BIM Dimensions: Beyond 3D Visualization
The “dimensions of BIM” concept is an industry convention, used to describe how information layers are added to the model.
| Dimension | Description | Key Applications |
|---|---|---|
| 3D – Geometric Modeling | Spatial design and visualization | Coordination, clash detection, stakeholder communication |
| 4D – Time | Construction scheduling | Sequencing, logistics planning, progress tracking |
| 5D – Cost | Quantity and cost integration | Quantity takeoff, cost planning, budget control |
| 6D – Sustainability | Environmental performance | Energy simulation, carbon analysis, lifecycle impact |
| 7D – Facility Management | Asset information | Maintenance planning, space management, operations |
Each added dimension transforms the model from a visual tool into a decision-making platform.
Benefits of BIM
Organizations that implement BIM effectively achieve:
- Reduced rework through clash detection
- Improved cost certainty
- Faster project delivery
- Better interdisciplinary collaboration
- Enhanced building performance after handover
International Standards: ISO 19650 Series
Professional BIM implementation follows internationally recognized standards to ensure consistent information management.
| Standard | Purpose |
|---|---|
| ISO 19650-1 | Concepts and principles of BIM information management |
| ISO 19650-2 | Information management during design and construction |
| ISO 19650-3 | Information management during asset operation |
| ISO 19650-4 | Information exchange requirements |
| ISO 19650-5 | Security-minded information management |
Common Data Environment (CDE)
A Common Data Environment is a centralized platform for managing project information.
Typical Workflow States:
- Work in Progress (WIP) – Active model development
- Shared – Coordination and review
- Published – Approved for construction
- Archived – Historical record
The CDE ensures a single source of truth and prevents version conflicts.

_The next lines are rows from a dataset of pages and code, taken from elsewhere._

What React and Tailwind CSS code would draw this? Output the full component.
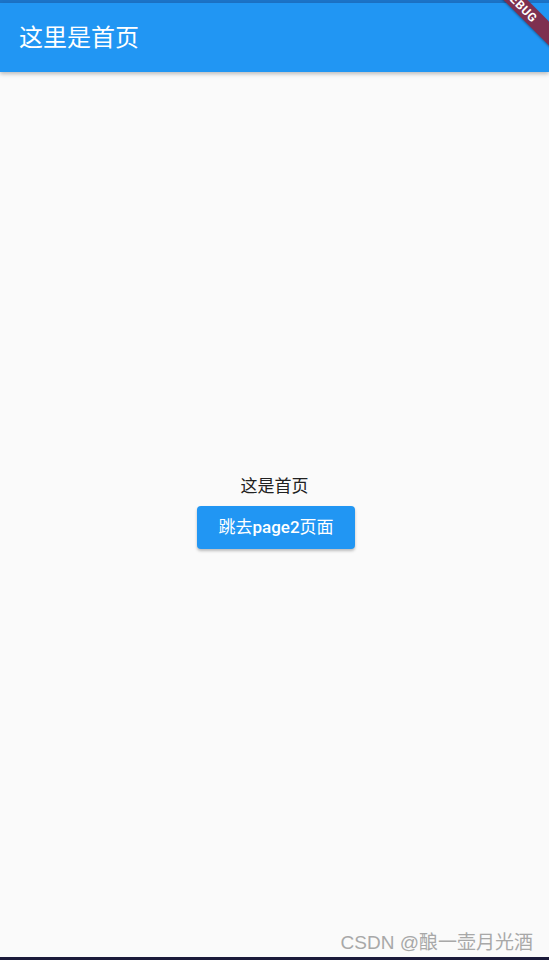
export default function App() {
  return (
    <div
      className="relative h-[960px] w-full overflow-hidden bg-[#fafafa] flex flex-col"
      style={{ fontFamily: 'Roboto, "Noto Sans CJK SC", sans-serif' }}
    >
      {/* status bar */}
      <div className="h-[3px] bg-[#1c74c8]" />

      {/* app bar */}
      <header className="h-[69px] bg-[#2196f3] flex items-center px-[19px] shadow-[0_2px_4px_rgba(0,0,0,0.25)] z-10">
        <h1 className="text-[24px] leading-none text-white font-normal">这里是首页</h1>
      </header>

      <main className="flex-1 flex flex-col items-center justify-center pb-[5px]">
        <p className="text-[17px] leading-[22px] text-[#212121]">这是首页</p>
        <button className="mt-[9px] ml-[3px] h-[43px] px-[21px] rounded-[4px] bg-[#2196f3] text-white text-[17px] font-normal shadow-[0_2px_3px_rgba(0,0,0,0.25)]">
          跳去<span className="font-medium">page2</span>页面
        </button>
      </main>

      <div className="h-[3px] bg-[#1b1a3a]" />

      {/* watermark */}
      <div
        className="absolute right-[16px] bottom-[8px] text-[19px] leading-none text-[#a8a8a8]"
        style={{ fontFamily: '"Liberation Sans", "Noto Sans CJK SC", sans-serif' }}
      >
        CSDN @酿一壶月光酒
      </div>

      {/* debug banner */}
      <div className="absolute left-[446px] top-[-3px] w-[150px] h-[17px] rotate-45 bg-[#7e3050] flex items-center justify-center shadow-[0_1px_2px_rgba(0,0,0,0.3)] z-20">
        <span className="text-[12px] font-bold text-white leading-none tracking-[0.5px]">DEBUG</span>
      </div>
    </div>
  )
}
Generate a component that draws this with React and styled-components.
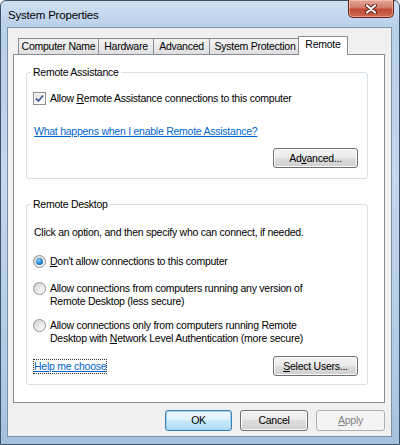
import React from 'react';
import styled, { createGlobalStyle } from 'styled-components';

const Global = createGlobalStyle`
  html, body { margin: 0; padding: 0; background: #fff; }
  body {
    font-family: "Liberation Sans", Arial, sans-serif;
    font-size: 10.5px;
    letter-spacing: -0.25px;
    color: #000;
  }
`;

const Window = styled.div`
  width: 400px;
  height: 445px;
  box-sizing: border-box;
  border: 1px solid #3d5269;
  border-radius: 6px 6px 0 0;
  background: linear-gradient(180deg, #cfe0f2 0%, #b9d0ea 6%, #c3d7ed 40%, #b2cbe6 80%, #a6c1df 100%);
  display: flex;
  flex-direction: column;
  padding: 0 7px 7px 6px;
`;

const TitleBar = styled.div`
  height: 26px;
  display: flex;
  justify-content: space-between;
  align-items: flex-start;
`;

const Title = styled.div`
  font-size: 11.5px;
  letter-spacing: -0.2px;
  line-height: 14px;
  margin: 7px 0 0 1px;
  color: #000;
`;

const CloseButton = styled.div`
  width: 46px;
  height: 18px;
  margin: -1px -2px 0 0;
  box-sizing: border-box;
  border: 1px solid #6b2419;
  border-top: none;
  border-radius: 0 0 5px 5px;
  background: linear-gradient(180deg, #e5a898 0%, #d47c68 45%, #c04a34 55%, #cc6a50 100%);
  box-shadow: inset 0 0 0 1px rgba(255, 210, 200, 0.5);
  display: flex;
  align-items: center;
  justify-content: center;
`;

const Client = styled.div`
  flex: 1;
  background: #f0f0f0;
  border: 1px solid #7f91a6;
  display: flex;
  flex-direction: column;
  padding: 8px 6px 5px 5px;
`;

const TabStrip = styled.div`
  height: 18px;
  display: flex;
  align-items: flex-end;
  padding-left: 5px;
`;

const Tab = styled.div`
  position: relative;
  box-sizing: border-box;
  width: ${p => p.w}px;
  height: ${p => (p.active ? 19 : 16)}px;
  margin: ${p => (p.active ? '0 0 -1px -2px' : '0 -1px 0 0')};
  z-index: ${p => (p.active ? 2 : 1)};
  border: 1px solid #898c95;
  border-bottom: none;
  background: ${p => (p.active ? '#fff' : 'linear-gradient(180deg, #f3f3f3 0%, #ebebeb 50%, #dedede 100%)')};
  text-align: center;
  line-height: 15px;
  white-space: nowrap;
`;

const Panel = styled.div`
  height: 349px;
  box-sizing: border-box;
  background: #fff;
  border: 1px solid #898c95;
  padding: 11px 16px 0 12px;
  display: flex;
  flex-direction: column;
`;

const Group = styled.fieldset`
  margin: ${p => p.top || 0}px 0 0 0;
  padding: 0 9px 0 7px;
  border: 1px solid #d5dfe5;
  border-radius: 3px;
  min-width: 0;
`;

const Legend = styled.legend`
  padding: 0 2px;
  margin-left: -3px;
  line-height: 13px;
`;

const GroupBody = styled.div`
  display: flex;
  flex-direction: column;
  padding: ${p => p.pad};
`;

const Line = styled.div`
  line-height: 13px;
  margin-top: ${p => p.top || 0}px;
`;

const OptionRow = styled.div`
  display: flex;
  align-items: flex-start;
  gap: 4px;
  line-height: 13px;
  margin-top: ${p => p.top || 0}px;
`;

const CheckBox = styled.span`
  width: 13px;
  height: 13px;
  box-sizing: border-box;
  margin-left: -1px;
  border: 1px solid #8e8f8f;
  background: linear-gradient(135deg, #dcdcdc 0%, #f4f4f4 60%, #ffffff 100%);
  box-shadow: inset 0 0 0 1px #f8f8f8;
  display: flex;
  align-items: center;
  justify-content: center;
  flex-shrink: 0;
`;

const Radio = styled.span`
  width: 13px;
  height: 13px;
  box-sizing: border-box;
  margin-left: -1px;
  border-radius: 50%;
  border: 1px solid #8e8f8f;
  background: linear-gradient(135deg, #d0d0d0 0%, #eeeeee 60%, #ffffff 100%);
  display: flex;
  align-items: center;
  justify-content: center;
  flex-shrink: 0;
`;

const RadioDot = styled.span`
  width: 7px;
  height: 7px;
  border-radius: 50%;
  background: radial-gradient(circle at 40% 35%, #8fd3ff 0%, #2a8fd6 45%, #0c4f8c 100%);
`;

const Link = styled.span`
  color: #0066cc;
  text-decoration: underline;
  line-height: 13px;
`;

const FocusLink = styled(Link)`
  outline: 1px dotted #333;
  outline-offset: 0;
`;

const ButtonRow = styled.div`
  display: flex;
  justify-content: ${p => (p.spread ? 'space-between' : 'flex-end')};
  align-items: center;
  gap: 8px;
  margin-top: ${p => p.top || 0}px;
`;

const Button = styled.div`
  width: ${p => p.w}px;
  height: ${p => p.h || 20}px;
  box-sizing: border-box;
  border: 1px solid ${p => (p.primary ? '#3c7fb1' : p.disabled ? '#adb2b5' : '#707070')};
  border-radius: 3px;
  background: ${p =>
    p.primary
      ? 'linear-gradient(180deg, #ecf7fd 0%, #ddf1fc 50%, #c6e9fc 50%, #b1dcf6 100%)'
      : p.disabled
      ? '#f4f4f4'
      : 'linear-gradient(180deg, #f2f2f2 0%, #ebebeb 50%, #dddddd 50%, #cfcfcf 100%)'};
  box-shadow: inset 0 0 0 1px ${p => (p.primary ? '#9fd5f2' : p.disabled ? '#f4f4f4' : '#fbfbfb')};
  color: ${p => (p.disabled ? '#838383' : '#000')};
  display: flex;
  align-items: center;
  justify-content: center;
  line-height: 13px;
`;

const tabs = [
  { label: 'Computer Name', w: 81 },
  { label: 'Hardware', w: 56 },
  { label: 'Advanced', w: 57 },
  { label: 'System Protection', w: 92 },
  { label: 'Remote', w: 50, active: true },
];

export default function App() {
  return (
    <>
      <Global />
      <Window>
        <TitleBar>
          <Title>System Properties</Title>
          <CloseButton>
            <svg width="12" height="10" viewBox="0 0 12 10">
              <path d="M2 1.5 L10 8.5 M10 1.5 L2 8.5" stroke="#5a1a12" strokeWidth="4" strokeLinecap="round" />
              <path d="M2 1.5 L10 8.5 M10 1.5 L2 8.5" stroke="#fff" strokeWidth="2.2" strokeLinecap="round" />
            </svg>
          </CloseButton>
        </TitleBar>
        <Client>
          <TabStrip>
            {tabs.map(t => (
              <Tab key={t.label} w={t.w} active={t.active}>{t.label}</Tab>
            ))}
          </TabStrip>
          <Panel>
            <Group>
              <Legend>Remote Assistance</Legend>
              <GroupBody pad="13px 0 10px 0">
                <OptionRow>
                  <CheckBox>
                    <svg width="9" height="9" viewBox="0 0 9 9">
                      <path d="M1 4.5 L3.5 7 L8 1.5" stroke="#4a5f97" strokeWidth="1.8" fill="none" />
                    </svg>
                  </CheckBox>
                  <span>Allow <u>R</u>emote Assistance connections to this computer</span>
                </OptionRow>
                <Line top={20}><Link>What happens when I enable Remote Assistance?</Link></Line>
                <ButtonRow top={10}>
                  <Button w={85}>Ad<u>v</u>anced...</Button>
                </ButtonRow>
              </GroupBody>
            </Group>
            <Group top={19}>
              <Legend>Remote Desktop</Legend>
              <GroupBody pad="15px 0 8px 0">
                <Line>Click an option, and then specify who can connect, if needed.</Line>
                <OptionRow top={16}>
                  <Radio><RadioDot /></Radio>
                  <span><u>D</u>on't allow connections to this computer</span>
                </OptionRow>
                <OptionRow top={14}>
                  <Radio />
                  <span>Allow connections from computers running any version of<br />Remote Desktop (less secure)</span>
                </OptionRow>
                <OptionRow top={11}>
                  <Radio />
                  <span>Allow connections only from computers running Remote<br />Desktop with <u>N</u>etwork Level Authentication (more secure)</span>
                </OptionRow>
                <ButtonRow spread top={11}>
                  <FocusLink>Help me choose</FocusLink>
                  <Button w={85}><u>S</u>elect Users...</Button>
                </ButtonRow>
              </GroupBody>
            </Group>
          </Panel>
          <ButtonRow top={7}>
            <Button primary w={67} h={21}>OK</Button>
            <Button w={68} h={21}>Cancel</Button>
            <Button disabled w={69} h={21}><u>A</u>pply</Button>
          </ButtonRow>
        </Client>
      </Window>
    </>
  );
}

Level of Development (LOD): Model Maturity
LOD describes the reliability and development of model elements. LOD definitions must always be project-specific and documented in the BIM Execution Plan.
| LOD | Description | Typical Use |
|---|---|---|
| LOD 100 | Conceptual representation | Feasibility studies, massing |
| LOD 200 | Approximate geometry | Schematic design, early costing |
| LOD 300 | Accurate design intent | Construction documents, coordination |
| LOD 350 | Interfaces and connections | Trade coordination |
| LOD 400 | Fabrication and assembly detail | Shop drawings, installation |
| LOD 500 | Field-verified representation | Facility management and operations |
LOD 500 represents verified asset information, not necessarily fabrication-level detail.
BIM Workflow Across the Project Lifecycle
- Concept design and visualization
- Multidisciplinary model development (Architecture, Structure, MEP)
- Clash detection and validation
- Coordinated model and construction documentation
- 4D planning and scheduling
- 5D quantity takeoff and cost planning
- Project information model deliverables
- Construction monitoring and control
- Asset information model and handover
Data Exchange and Interoperability
- IFC (Industry Foundation Classes) – Open standard (ISO 16739) for model exchange
- COBie – Structured asset data format for facility management handover
Common BIM Software Ecosystem
- Authoring: Revit, ArchiCAD, Tekla Structures, Bentley OpenBuildings
- Coordination: Navisworks, Solibri, BIM 360, Trimble Connect
- Analysis: IES VE, DesignBuilder, Insight, ETABS
- Facility Management: Archibus, TRIRIGA, FM:Systems
BIM Execution Plan (BEP)
A BIM project requires a structured BIM Execution Plan covering:
- Information requirements
- Standards and naming conventions
- Roles and responsibilities
- Software and data exchange
- Quality assurance procedures
Emerging Technologies Integrated with BIM
- Digital Twins – Real-time asset monitoring
- Artificial Intelligence – Automated checks and predictive analysis
- Reality Capture – Laser scanning and point-cloud modeling
- Extended Reality (XR) – VR/AR/MR for review and site use
Conclusion: The Future is Digital
BIM has fundamentally transformed construction by enabling smarter decision-making, higher quality, and improved lifecycle performance. As AI, IoT, and digital twins become mainstream, BIM serves as the foundational data environment for future smart buildings and cities.
For developing construction markets, BIM adoption represents a major opportunity to align with international standards and compete globally.